"Beni geçmek isteyen bu kadın kimdir?.."

17/04/2019 Çarşamba Köşe yazarı V.T

"Yâ Muhammed! Bu, genç yaşında kocası ölen kadındır ki; yetim çocuklarını iffetiyle büyüttü.”

 

Muhammed bin Ca’fer El-Harâtî hazretleri hadîs âlimidir. 240 (m. 854)’de Irak’ta Samarrâ’da doğmuştur. 327 (m. 938)’de Filistin’de vefât etmiştir. "Mekarim-ül-ahlâk" kitabında rivâyet ettiği hadîs-i şeriflerde, Peygamber efendimiz (sallallahü aleyhi ve sellem) buyurdular ki:

“Her kimin kız çocuğu olur da, onu terbiye eder ve terbiyesini güzel eder, gıda verir ve gıdalarını güzel verir ve Allahü teâlânın kendisine verdiği nimetlerden ona da bolluk gösterirse, o kız çocuğu onun için bereket ve Cehennemden kurtarıp Cennete girmesi için bir kolaylık vesîlesi olur.”

“Üç kızı ve üç kız kardeşi olup da, onların geçim sıkıntılarına ve zararlarına katlanan kimseyi, (onlara merhametinden dolayı) Allahü teâlâ Cennete kor.”

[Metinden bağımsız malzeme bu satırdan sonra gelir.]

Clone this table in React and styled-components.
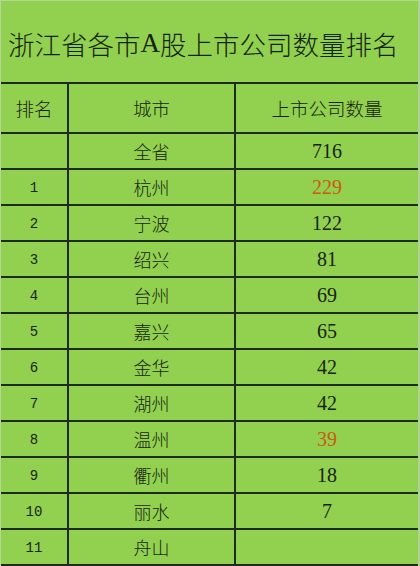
import React from 'react'
import styled, { createGlobalStyle } from 'styled-components'

const GlobalStyle = createGlobalStyle`
  html, body {
    margin: 0;
    padding: 0;
    background: #92d050;
  }
`

const Sheet = styled.div`
  width: 420px;
  height: 566px;
  box-sizing: border-box;
  background: #92d050;
  border-top: 1px solid #b9d49a;
  border-left: 1px solid #b9d49a;
  border-right: 2px solid #b3cf93;
  display: flex;
  flex-direction: column;
  overflow: hidden;
`

const Title = styled.div`
  height: 81px;
  display: flex;
  align-items: center;
  padding: 4px 0 0 7px;
  box-sizing: border-box;
  font-family: "Noto Sans CJK SC", "Noto Sans CJK JP", sans-serif;
  font-weight: 300;
  font-size: 26.5px;
  color: #14240c;
  white-space: nowrap;
`

const Latin = styled.span`
  font-family: "Liberation Serif", serif;
  font-weight: 400;
  font-size: 27px;
`

const Table = styled.div`
  border-top: 2px solid #1c2b1c;
  display: flex;
  flex-direction: column;
`

const Row = styled.div`
  display: grid;
  grid-template-columns: 68px 167px 1fr;
  height: ${p => (p.$head ? 50 : 36)}px;
  box-sizing: border-box;
  border-bottom: 2px solid #1c2b1c;
`

const Cell = styled.div`
  display: flex;
  align-items: center;
  justify-content: center;
  border-right: ${p => (p.$last ? 'none' : '2px solid #1c2b1c')};
  color: ${p => p.$color || '#17240f'};
  white-space: nowrap;
`

const HeadCell = styled(Cell)`
  font-family: "Noto Sans CJK SC", sans-serif;
  font-weight: 300;
  font-size: 18.5px;
`

const RankCell = styled(Cell)`
  font-family: "Liberation Mono", "DejaVu Sans Mono", monospace;
  font-size: 14px;
  padding-top: 1px;
`

const CityCell = styled(Cell)`
  font-family: "Noto Sans CJK SC", sans-serif;
  font-weight: 300;
  font-size: 18px;
`

const CountCell = styled(Cell)`
  font-family: "Liberation Serif", serif;
  font-size: 20px;
`

const rows = [
  { rank: '', city: '全省', count: '716' },
  { rank: '1', city: '杭州', count: '229', hot: true },
  { rank: '2', city: '宁波', count: '122' },
  { rank: '3', city: '绍兴', count: '81' },
  { rank: '4', city: '台州', count: '69' },
  { rank: '5', city: '嘉兴', count: '65' },
  { rank: '6', city: '金华', count: '42' },
  { rank: '7', city: '湖州', count: '42' },
  { rank: '8', city: '温州', count: '39', hot: true },
  { rank: '9', city: '衢州', count: '18' },
  { rank: '10', city: '丽水', count: '7' },
  { rank: '11', city: '舟山', count: '' },
]

export default function App() {
  return (
    <>
      <GlobalStyle />
      <Sheet>
        <Title>浙江省各市<Latin>A</Latin>股上市公司数量排名</Title>
        <Table>
          <Row $head>
            <HeadCell>排名</HeadCell>
            <HeadCell>城市</HeadCell>
            <HeadCell $last>上市公司数量</HeadCell>
          </Row>
          {rows.map(r => (
            <Row key={r.city}>
              <RankCell>{r.rank}</RankCell>
              <CityCell>{r.city}</CityCell>
              <CountCell $last $color={r.hot ? '#cc5a12' : undefined}>{r.count}</CountCell>
            </Row>
          ))}
        </Table>
      </Sheet>
    </>
  )
}
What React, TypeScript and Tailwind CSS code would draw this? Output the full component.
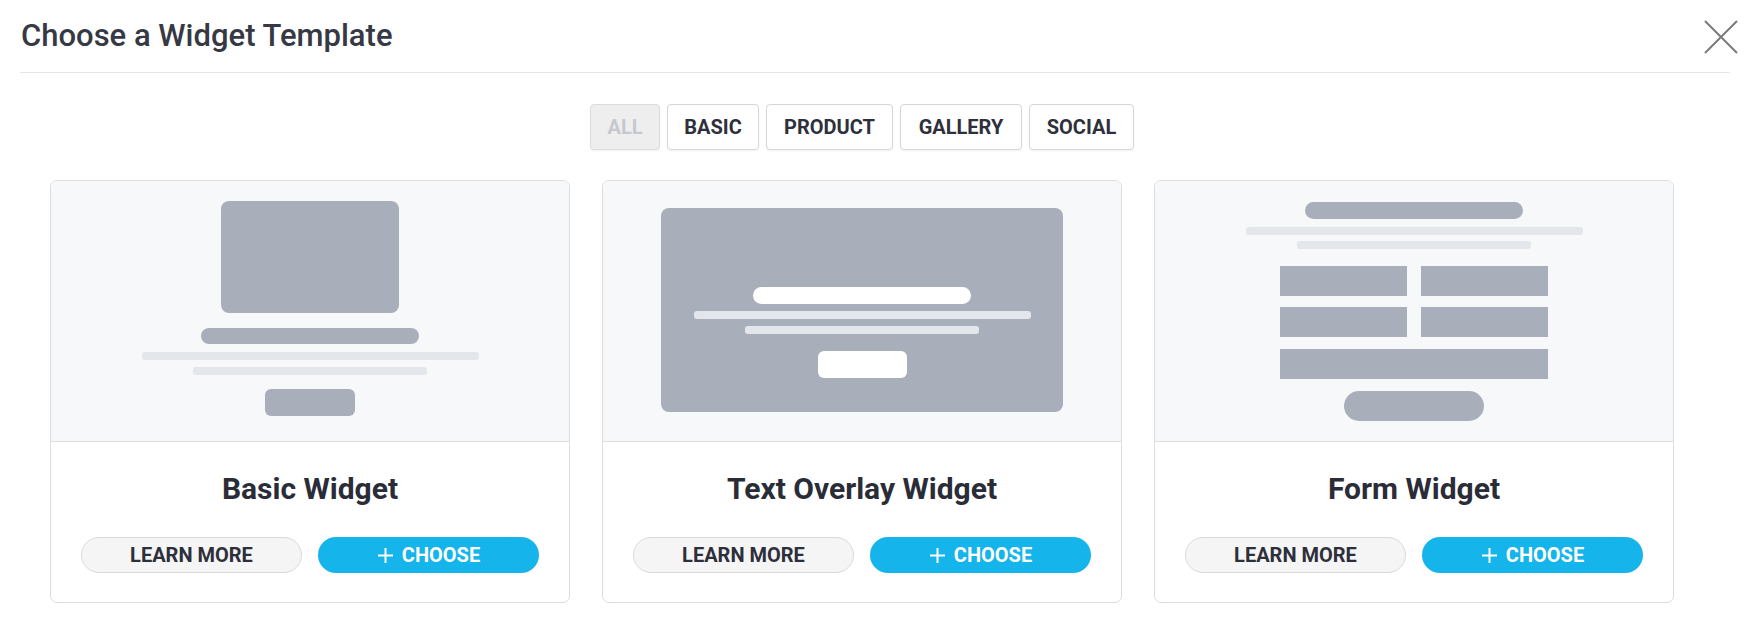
import { useState } from 'react'

const filters = [
  { name: 'ALL', width: 'w-[70px]' },
  { name: 'BASIC', width: 'w-[92px]' },
  { name: 'PRODUCT', width: 'w-[127px]' },
  { name: 'GALLERY', width: 'w-[122px]' },
  { name: 'SOCIAL', width: 'w-[105px]' },
]

function BasicMock() {
  return (
    <div className="flex flex-col items-center pt-[20px]">
      <div className="h-[112px] w-[178px] rounded-[8px] bg-[#a9afba]" />
      <div className="mt-[15px] h-[16px] w-[218px] rounded-full bg-[#a9afba]" />
      <div className="mt-[8px] h-[8px] w-[337px] rounded-[3px] bg-[#e3e6eb]" />
      <div className="mt-[7px] h-[8px] w-[234px] rounded-[3px] bg-[#e3e6eb]" />
      <div className="mt-[14px] h-[27px] w-[90px] rounded-[6px] bg-[#a9afba]" />
    </div>
  )
}

function OverlayMock() {
  return (
    <div className="flex flex-col items-center pt-[27px]">
      <div className="flex h-[204px] w-[402px] flex-col items-center rounded-[8px] bg-[#a9afba] pt-[79px]">
        <div className="h-[17px] w-[218px] rounded-full bg-white" />
        <div className="mt-[7px] h-[8px] w-[337px] rounded-[3px] bg-[#e3e6eb]" />
        <div className="mt-[7px] h-[8px] w-[234px] rounded-[3px] bg-[#e3e6eb]" />
        <div className="mt-[17px] h-[27px] w-[89px] rounded-[6px] bg-white" />
      </div>
    </div>
  )
}

function FormMock() {
  return (
    <div className="flex flex-col items-center pt-[21px]">
      <div className="h-[17px] w-[218px] rounded-full bg-[#a9afba]" />
      <div className="mt-[8px] h-[8px] w-[337px] rounded-[3px] bg-[#e3e6eb]" />
      <div className="mt-[6px] h-[8px] w-[234px] rounded-[3px] bg-[#e3e6eb]" />
      <div className="mt-[17px] grid w-[268px] grid-cols-2 gap-x-[14px] gap-y-[11px]">
        <div className="h-[30px] bg-[#a9afba]" />
        <div className="h-[30px] bg-[#a9afba]" />
        <div className="h-[30px] bg-[#a9afba]" />
        <div className="h-[30px] bg-[#a9afba]" />
      </div>
      <div className="mt-[12px] h-[30px] w-[268px] bg-[#a9afba]" />
      <div className="mt-[12px] h-[30px] w-[140px] rounded-full bg-[#a9afba]" />
    </div>
  )
}

const templates = [
  { name: 'Basic Widget', mock: BasicMock },
  { name: 'Text Overlay Widget', mock: OverlayMock },
  { name: 'Form Widget', mock: FormMock },
]

function PlusIcon() {
  return (
    <svg width="17" height="17" viewBox="0 0 17 17" className="shrink-0">
      <path d="M8.5 1v15M1 8.5h15" stroke="white" strokeWidth="2" />
    </svg>
  )
}

export default function App() {
  const [active, setActive] = useState('ALL')

  return (
    <div className="relative min-h-screen w-[1750px] bg-white font-['Roboto',sans-serif] text-[#363944]">
      {/* Header */}
      <div className="px-[20px]">
        <div className="flex h-[73px] items-center border-b border-[#e6e6e6]">
          <h1 className="pl-[1px] text-[31px] leading-[36px] font-medium">Choose a Widget Template</h1>
        </div>
      </div>
      <button className="absolute left-[1704px] top-[20px]">
        <svg width="34" height="34" viewBox="0 0 34 34">
          <path d="M1 1l32 32M33 1L1 33" stroke="#7b7b7b" strokeWidth="2" />
        </svg>
      </button>

      <div className="ml-[50px] w-[1624px]">
        {/* Filters */}
        <div className="mt-[31px] flex justify-center gap-[7px]">
          {filters.map((f) => {
            const isActive = active === f.name
            return (
              <button
                key={f.name}
                onClick={() => setActive(f.name)}
                className={
                  isActive
                    ? `${f.width} h-[46px] rounded-[4px] border border-[#dcdcdc] bg-[#eeeeee] text-[20px] font-bold text-[#c6c8ce] shadow-[0_1px_2px_rgba(0,0,0,0.06)]`
                    : `${f.width} h-[46px] rounded-[4px] border border-[#d6d6d6] bg-white text-[20px] font-bold text-[#2e303b] shadow-[0_1px_2px_rgba(0,0,0,0.06)]`
                }
              >
                {f.name}
              </button>
            )
          })}
        </div>

        {/* Cards */}
        <div className="mt-[30px] grid grid-cols-3 gap-[32px]">
          {templates.map((t) => (
            <div key={t.name} className="overflow-hidden rounded-[7px] border border-[#dddddd] bg-white">
              <div className="h-[261px] border-b border-[#dedede] bg-[#f7f8fa]">
                <t.mock />
              </div>
              <div className="flex flex-col items-center pt-[29px] pb-[29px]">
                <h2 className="text-[30px] leading-[36px] font-bold text-[#2a2d38]">{t.name}</h2>
                <div className="mt-[30px] flex gap-[16px]">
                  <button className="h-[36px] w-[221px] rounded-full border border-[#d9d9d9] bg-[#f5f5f5] text-[20px] font-bold text-[#2d2f3a]">
                    LEARN MORE
                  </button>
                  <button className="flex h-[36px] w-[221px] items-center justify-center gap-[8px] rounded-full bg-[#15b4ea] text-[20px] font-bold text-white">
                    <PlusIcon />
                    CHOOSE
                  </button>
                </div>
              </div>
            </div>
          ))}
        </div>
      </div>
    </div>
  )
}
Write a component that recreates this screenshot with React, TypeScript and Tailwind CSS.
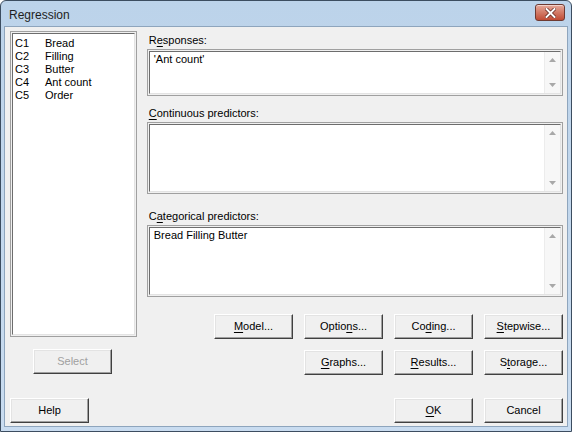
import React from 'react';

const font = { fontFamily: '"Liberation Sans", Arial, sans-serif' };

// Label text with one underlined access-key letter
function Mnemonic({ text, at }: { text: string; at: number }) {
  if (at < 0) return <>{text}</>;
  return (
    <>
      {text.slice(0, at)}
      <span className="underline underline-offset-[2px]">{text[at]}</span>
      {text.slice(at + 1)}
    </>
  );
}

function Button({
  label,
  at = -1,
  disabled = false,
  className = '',
}: {
  label: string;
  at?: number;
  disabled?: boolean;
  className?: string;
}) {
  return (
    <button
      className={`w-[79px] h-[25px] flex items-center justify-center bg-[#f0f0f0] border-t border-l border-t-white border-l-white border-r border-b border-r-[#404040] border-b-[#404040] shadow-[inset_-1px_-1px_0_#a0a0a0,inset_1px_1px_0_#e3e3e3] text-[11px] leading-none ${
        disabled ? 'text-[#a0a0a0]' : 'text-black'
      } ${className}`}
    >
      <Mnemonic text={label} at={at} />
    </button>
  );
}

function ScrollArrows() {
  return (
    <div className="w-[16px] flex flex-col justify-between items-center bg-[#f7f7f7] border-l border-[#ececec] py-[6px]">
      <svg width="7" height="4" viewBox="0 0 7 4">
        <path d="M3.5 0 L7 4 L0 4 Z" fill="#a8a8a8" />
      </svg>
      <svg width="7" height="4" viewBox="0 0 7 4">
        <path d="M0 0 L7 0 L3.5 4 Z" fill="#a8a8a8" />
      </svg>
    </div>
  );
}

function Field({
  label,
  at,
  height,
  value,
  className = '',
}: {
  label: string;
  at: number;
  height: string;
  value?: string;
  className?: string;
}) {
  return (
    <div className={`flex flex-col ${className}`}>
      <div className="h-[13px] leading-[13px] text-[11px] pl-[2px] mb-[2px]">
        <Mnemonic text={label} at={at} />
      </div>
      <div className={`${height} border border-[#a0a0a0] bg-[#f0f0f0] p-px`}>
        <div className="h-full flex border-t border-l border-[#6d6d6d] border-r border-b border-r-[#e3e3e3] border-b-[#e3e3e3] bg-white">
          <div className="flex-1 px-[4px] pt-[1px] text-[11px] leading-[13px]">{value}</div>
          <ScrollArrows />
        </div>
      </div>
    </div>
  );
}

const columns = [
  ['C1', 'Bread'],
  ['C2', 'Filling'],
  ['C3', 'Butter'],
  ['C4', 'Ant count'],
  ['C5', 'Order'],
];

export default function App() {
  return (
    <div
      className="w-[572px] h-[432px] flex flex-col bg-gradient-to-b from-[#bcd3ea] to-[#c9dcf0] border border-[#3c4d60] rounded-t-[6px] overflow-hidden text-black"
      style={font}
    >
      {/* title bar */}
      <div className="h-[25px] shrink-0 flex items-center justify-between pl-[8px] pr-[6px]">
        <span className="text-[12px] text-[#1e1e1e] mt-[2px]">Regression</span>
        <div className="w-[30px] h-[17px] mb-[2px] rounded-[3px] border border-[#6e3a32] bg-gradient-to-b from-[#e6a99b] via-[#d27a66] to-[#c04a34] flex items-center justify-center shadow-[inset_0_1px_0_rgba(255,255,255,0.5)]">
          <svg width="11" height="10" viewBox="0 0 11 10">
            <path d="M1.5 1 L9.5 9 M9.5 1 L1.5 9" stroke="#5a2018" strokeWidth="3.4" strokeLinecap="square" />
            <path d="M1.5 1 L9.5 9 M9.5 1 L1.5 9" stroke="#ffffff" strokeWidth="2" strokeLinecap="square" />
          </svg>
        </div>
      </div>

      {/* dialog body */}
      <div className="flex-1 mx-[3px] mb-[4px] mr-[3px] bg-[#f0f0f0] border border-[#8ea5bd] flex flex-col pl-[5px] pr-[4px] pt-[4px]">
        <div className="flex">
          {/* column list */}
          <div className="flex flex-col w-[127px]">
            <div className="h-[306px] border border-[#a0a0a0] bg-[#f0f0f0] p-px">
              <div className="h-full border-t border-l border-[#6d6d6d] border-r border-b border-r-[#e3e3e3] border-b-[#e3e3e3] bg-white pt-[3px] pl-[2px]">
                {columns.map(([c, name]) => (
                  <div key={c} className="flex h-[13px] leading-[13px] text-[11px]">
                    <span className="w-[30px]">{c}</span>
                    <span>{name}</span>
                  </div>
                ))}
              </div>
            </div>
            <Button label="Select" disabled className="ml-[23px] mt-[12px]" />
          </div>

          {/* predictors and sub-dialog buttons */}
          <div className="flex flex-col w-[417px] ml-[10px] mt-[3px]">
            <Field label="Responses:" at={1} height="h-[47px]" value="'Ant count'" />
            <Field label="Continuous predictors:" at={0} height="h-[72px]" className="mt-[11px]" />
            <Field
              label="Categorical predictors:"
              at={1}
              height="h-[72px]"
              value="Bread Filling Butter"
              className="mt-[16px]"
            />
            <div className="flex justify-end gap-[11px] mt-[17px]">
              <Button label="Model..." at={0} />
              <Button label="Options..." at={5} />
              <Button label="Coding..." at={2} />
              <Button label="Stepwise..." at={0} />
            </div>
            <div className="flex justify-end gap-[11px] mt-[11px]">
              <Button label="Graphs..." at={0} />
              <Button label="Results..." at={0} />
              <Button label="Storage..." at={1} />
            </div>
          </div>
        </div>

        {/* bottom row */}
        <div className="flex mt-[23px]">
          <Button label="Help" />
          <div className="flex-1" />
          <div className="flex gap-[11px]">
            <Button label="OK" at={0} />
            <Button label="Cancel" />
          </div>
        </div>
      </div>
    </div>
  );
}
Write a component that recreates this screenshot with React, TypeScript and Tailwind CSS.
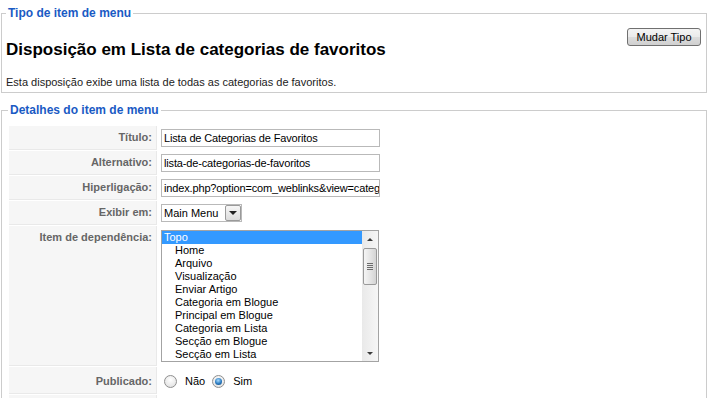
const subItems = [
  "Home",
  "Arquivo",
  "Visualização",
  "Enviar Artigo",
  "Categoria em Blogue",
  "Principal em Blogue",
  "Categoria em Lista",
  "Secção em Blogue",
  "Secção em Lista",
];

const labelClass =
  "w-[148px] shrink-0 bg-[#f6f6f6] border-b border-r border-[#e9e9e9] pr-[4px] text-right text-[11px] font-bold text-[#666]";

const TextBox = ({ value }: { value: string }) => (
  <div className="h-[18px] w-[219px] overflow-hidden whitespace-nowrap border border-[#b9b9b9] bg-white px-[2px] text-[11px] leading-[16px] tracking-[-0.15px] text-black">
    {value}
  </div>
);

const Radio = ({ checked }: { checked?: boolean }) => (
  <span className="flex h-[13px] w-[13px] shrink-0 items-center justify-center rounded-full border border-[#8f8f8f] bg-[radial-gradient(circle_at_50%_35%,#ffffff,#dcdcdc)]">
    {checked && (
      <span className="h-[7px] w-[7px] rounded-full bg-[radial-gradient(circle_at_45%_35%,#a9dcff,#2a7ac0_55%,#0e3e6b)]" />
    )}
  </span>
);

const ScrollBar = () => (
  <div className="flex w-[16px] flex-col bg-[linear-gradient(to_right,#e9e9e9,#f6f6f6)]">
    <div className="flex h-[16px] items-center justify-center">
      <span className="h-0 w-0 border-x-[3px] border-b-[3px] border-x-transparent border-b-[#3a3a3a]" />
    </div>
    <div className="mx-[1px] mt-[1px] flex h-[37px] items-center justify-center rounded-[2px] border border-[#9a9a9a] bg-[linear-gradient(to_right,#f5f5f5,#e2e2e2_60%,#d4d4d4)]">
      <div className="flex flex-col gap-[1px]">
        <span className="h-[1px] w-[6px] bg-[#6c6c6c]" />
        <span className="h-[1px] w-[6px] bg-[#6c6c6c]" />
        <span className="h-[1px] w-[6px] bg-[#6c6c6c]" />
        <span className="h-[1px] w-[6px] bg-[#6c6c6c]" />
      </div>
    </div>
    <div className="flex-1" />
    <div className="flex h-[16px] items-center justify-center">
      <span className="h-0 w-0 border-x-[3px] border-t-[3px] border-x-transparent border-t-[#3a3a3a]" />
    </div>
  </div>
);

const App = (): JSX.Element => {
  return (
    <div className="h-[398px] w-[711px] overflow-hidden bg-white pl-[1px] font-['Liberation_Sans',Arial,sans-serif] text-black">
      <fieldset className="mt-[6px] w-[706px] border border-[#cccccc] pb-[3px] pl-[4px] pr-[5px] pt-[7px]">
        <legend className="px-[2px] text-[12px] font-bold leading-[15px] text-[#1a5ac4]">
          Tipo de item de menu
        </legend>
        <div className="flex justify-between">
          <div>
            <h1 className="mt-[12px] text-[17px] font-bold leading-[20px]">
              Disposição em Lista de categorias de favoritos
            </h1>
            <p className="mt-[16px] text-[11px] leading-[13px] text-[#222]">
              Esta disposição exibe uma lista de todas as categorias de favoritos.
            </p>
          </div>
          <button className="h-[18px] w-[74px] rounded-[3px] border border-[#707070] bg-[linear-gradient(#f4f4f4,#ebebeb_48%,#dcdcdc_52%,#d0d0d0)] text-[11px] leading-[14px] text-black">
            Mudar Tipo
          </button>
        </div>
      </fieldset>

      <fieldset className="mt-[10px] w-[706px] border border-[#cccccc] pl-[6px] pr-[5px] pt-[7px]">
        <legend className="px-[2px] text-[12px] font-bold leading-[15px] text-[#1a5ac4]">
          Detalhes do item de menu
        </legend>
        <div className="flex flex-col gap-[1px] p-[1px]">
          <div className="flex h-[24px] gap-[1px]">
            <div className={`${labelClass} flex items-center justify-end`}>Título:</div>
            <div className="flex items-center pl-[3px]">
              <TextBox value="Lista de Categorias de Favoritos" />
            </div>
          </div>
          <div className="flex h-[24px] gap-[1px]">
            <div className={`${labelClass} flex items-center justify-end`}>Alternativo:</div>
            <div className="flex items-center pl-[3px]">
              <TextBox value="lista-de-categorias-de-favoritos" />
            </div>
          </div>
          <div className="flex h-[24px] gap-[1px]">
            <div className={`${labelClass} flex items-center justify-end`}>Hiperligação:</div>
            <div className="flex items-center pl-[3px]">
              <TextBox value="index.php?option=com_weblinks&view=categories" />
            </div>
          </div>
          <div className="flex h-[24px] gap-[1px]">
            <div className={`${labelClass} flex items-center justify-end`}>Exibir em:</div>
            <div className="flex items-center pl-[3px]">
              <div className="flex h-[18px] w-[81px] border border-[#b9b9b9] bg-white">
                <span className="flex-1 pl-[2px] text-[11px] leading-[16px]">Main Menu</span>
                <span className="flex w-[16px] items-center justify-center rounded-[2px] border border-[#9a9a9a] bg-[linear-gradient(#f6f6f6,#dcdcdc)]">
                  <span className="h-0 w-0 border-x-[4px] border-t-[4px] border-x-transparent border-t-[#222]" />
                </span>
              </div>
            </div>
          </div>
          <div className="flex h-[140px] gap-[1px]">
            <div className={`${labelClass} pt-[3px] leading-[16px]`}>Item de dependência:</div>
            <div className="pl-[3px] pt-[4px]">
              <div className="flex h-[132px] w-[218px] border border-[#a3a3a3] bg-white">
                <ul className="flex-1 text-[11px] leading-[13px]">
                  <li className="bg-[#3399ff] pl-[2px] text-white">Topo</li>
                  {subItems.map((item) => (
                    <li key={item} className="pl-[13px] text-black">
                      {item}
                    </li>
                  ))}
                </ul>
                <ScrollBar />
              </div>
            </div>
          </div>
          <div className="flex h-[27px] gap-[1px]">
            <div className={`${labelClass} flex items-center justify-end pt-[2px]`}>Publicado:</div>
            <div className="flex items-center pl-[6px] pt-[2px] text-[11px]">
              <Radio />
              <span className="ml-[8px]">Não</span>
              <span className="ml-[7px]">
                <Radio checked />
              </span>
              <span className="ml-[8px]">Sim</span>
            </div>
          </div>
          <div className="flex h-[24px] gap-[1px]">
            <div className={labelClass} />
            <div className="pl-[3px]" />
          </div>
        </div>
      </fieldset>
    </div>
  );
};

export default App;
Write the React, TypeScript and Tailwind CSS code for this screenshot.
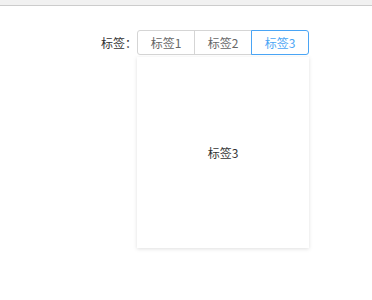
import { useState } from "react";

const tabs = ["标签1", "标签2", "标签3"];

export default function App() {
    const [active, setActive] = useState(2);

    return (
        <div className="w-[372px] h-[300px] bg-white font-['Noto_Sans_CJK_SC','Noto_Sans',sans-serif] text-[12px]">
            {/* 顶部条 */}
            <div className="h-[6px] bg-[#f1f1f1] border-b border-[#cccccc]" />

            <div className="flex items-start pl-[101px] pt-[24px]">
                <div className="h-[25px] flex items-center text-[#333333] w-[36px]">标签：</div>

                <div className="flex flex-col w-[172px]">
                    {/* 按钮组 */}
                    <div className="flex h-[25px]">
                        {tabs.map((t, i) => (
                            <button
                                key={t}
                                onClick={() => setActive(i)}
                                className={`flex-1 flex items-center justify-center border leading-none ${
                                    i === 0 ? "rounded-l-[3px]" : "-ml-px"
                                } ${i === tabs.length - 1 ? "rounded-r-[3px]" : ""} ${
                                    i === active
                                        ? "border-[#4aa5f5] text-[#4aa5f5] relative z-10"
                                        : "border-[#d5d5d5] text-[#666666]"
                                }`}
                            >
                                {t}
                            </button>
                        ))}
                    </div>

                    {/* 内容面板 */}
                    <div className="mt-[2px] h-[191px] bg-white shadow-[0_1px_4px_rgba(0,0,0,0.13)] flex items-center justify-center text-[#333333]">
                        {tabs[active]}
                    </div>
                </div>
            </div>
        </div>
    );
}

“Allahü teâlâ, benden önce Cennete girmeyi bütün insanlara haram etmiştir. Fakat sağımda beni geçmeye çalışan bir kadın görürüm ve 'Beni geçmek isteyen bu kadın kimdir?' derim. Denilir ki: 'Yâ Muhammed! Bu, genç yaşında kocası ölen güzel bir kadındır ki; yanındaki yetim çocuklarının, (bütün sıkıntılara katlanarak namus ve iffetiyle) başını bekledi ve onları büyüttü. İşte mükâfat olarak Allahü teâlâ ona bu mertebeyi verdi.”

“Hangi bir Müslüman ki, din kardeşini müdâfaa ederse, Allahü teâlâ onu kıyâmet gününde Cehennem ateşinden korur.”

“Kardeşinin bir ihtiyâcını gideren bir kimse, ömrü boyunca Allaha kulluk etmiş gibidir.”

“Bir kimsenin sıkıntı ve kederini gideren veya bir mazluma yardım eden kimseyi, Allahü teâlâ yetmişüç kere mağfiret eder.”

“Komşu hakkının nelerden ibâret olduğunu bilir misiniz? Yardım dilerse yardımına koşmak, ödünç isterse ödünç vermek, muhtaç olursa ihtiyâcını gidermek, hastalanırsa geçmiş olsuna gitmek, ölürse cenâzesinde bulunmak, sevinçli günlerinde göz aydınlığına gitmek ve felâketli günlerinde taziyesine koşmaktır. Müsâadesini almadan, havasını kesecek şekilde evini onun evinden daha yüksek yapma. Komşuna eziyet etme. Satın aldığın meyveden ona da ver. Veremeyeceksen gösterme. Çocuğun, onun çocuklarına karşı bu meyveleri sokak ortasında yemesin. Tencerende pişen yemeğin râyihası (kokusu) ile onu incitme. (Sonra devamla): Komşu hakkının ne demek olduğunu biliyor musunuz? Varlığımı yed-i kudretinde bulunduran Allaha yemîn ederim ki, komşu hakkını, Allahü teâlânın rahmetine mazhar olan kimseler ödeyebilir.”